Corporate Profile
 
 
  
 
 
 


YALCO - CONSTANTINOU S.A.
Board of Directors

CHAIRMAN - EXECUTIVE MEMBER   CONSTANTINOU DEMETRE
VICE-CHAIRMAN - EXECUTIVE MEMBER   CONSTANTINOU CALLIOPE - ANASTASIA
MANAGING DIRECTOR - EXECUTIVE MEMBER   CONSTANTINOU SOCRATES
EXECUTIVE MEMBER   CONSTANTINOU KATERINA
NON EXECUTIVE MEMBER   VEZYROGLOY IOANNIS
NON EXECUTIVE INDEPENDENT MEMBER   ODONI AMEDEO
NON EXECUTIVE INDEPENDENT MEMBER   BLETZIAN FRANK
EXECUTIVE MEMBER   MAKRIS GEORGE
EXECUTIVE MEMBER   VITTORIO PISANTE
 

AUDIT COMMITTEE

MEMBERS

  • Frank Blejian, Independent non executive member of the BoD
  • Victor Pizante, Executive member of the BoD
  • Ioannis Vezyroglou, Independent non executive member of the BoD

    PURPOSE

    The Audit Committee aims to provide support to the Board of Directors in order to fulfill its supervising responsibilities through:

  • Review of the financial statements for further approval by the Board of Directors.
  • Ensuring the effectiveness and efficiency of the Audit Mechanism System as instituted by the Management and the Board of Directors.
  • Compliance with the legal and regulatory operating framework and the code of ethics.
  • Exercise of supervision to the audit operation and evaluation of the work of the internal audit and the external auditors so as to ensure coordination of the overall audit mission, the quality, independence and efficiency of the auditors.

    COMPOSITION

    The Audit Committee consists of two independent and one executive member of the Board of Directors, appointed by the latter. A member of the committee is designated as Chairman. The members of the Committee must collectively have sufficient knowledge and experience on financial reporting, accounting and auditing issues. The tenure of the committees' members is relative to the BoD tenure.
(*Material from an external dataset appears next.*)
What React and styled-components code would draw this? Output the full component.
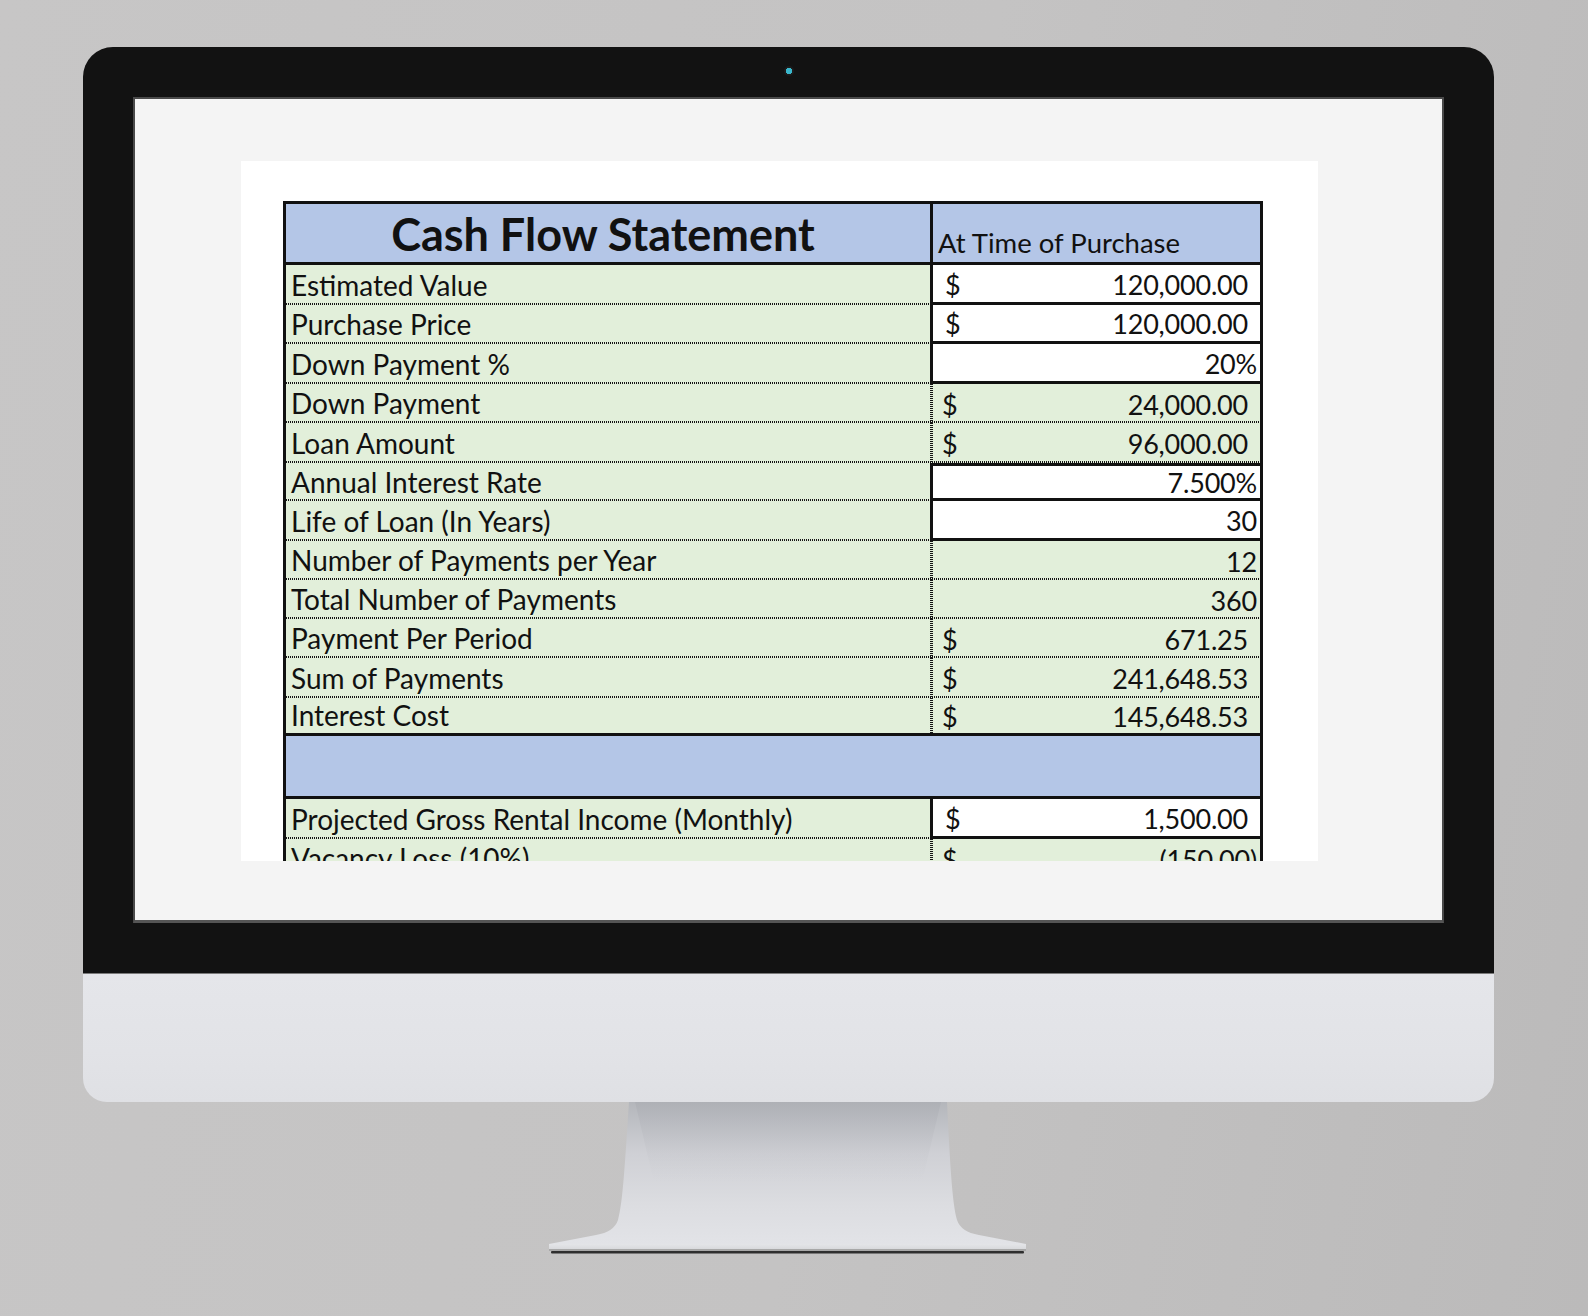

Secretary duties are assigned to a corporate executive that is not directly involved in the audited services of the Company.

    SESSIONS

    The Audit Committees' sessions are distinguished in:

  • Ordinary sessions, taking place at least four times per year upon conclusion of the interim and the annual financial statements and prior to their publication.
  • Extraordinary sessions when required.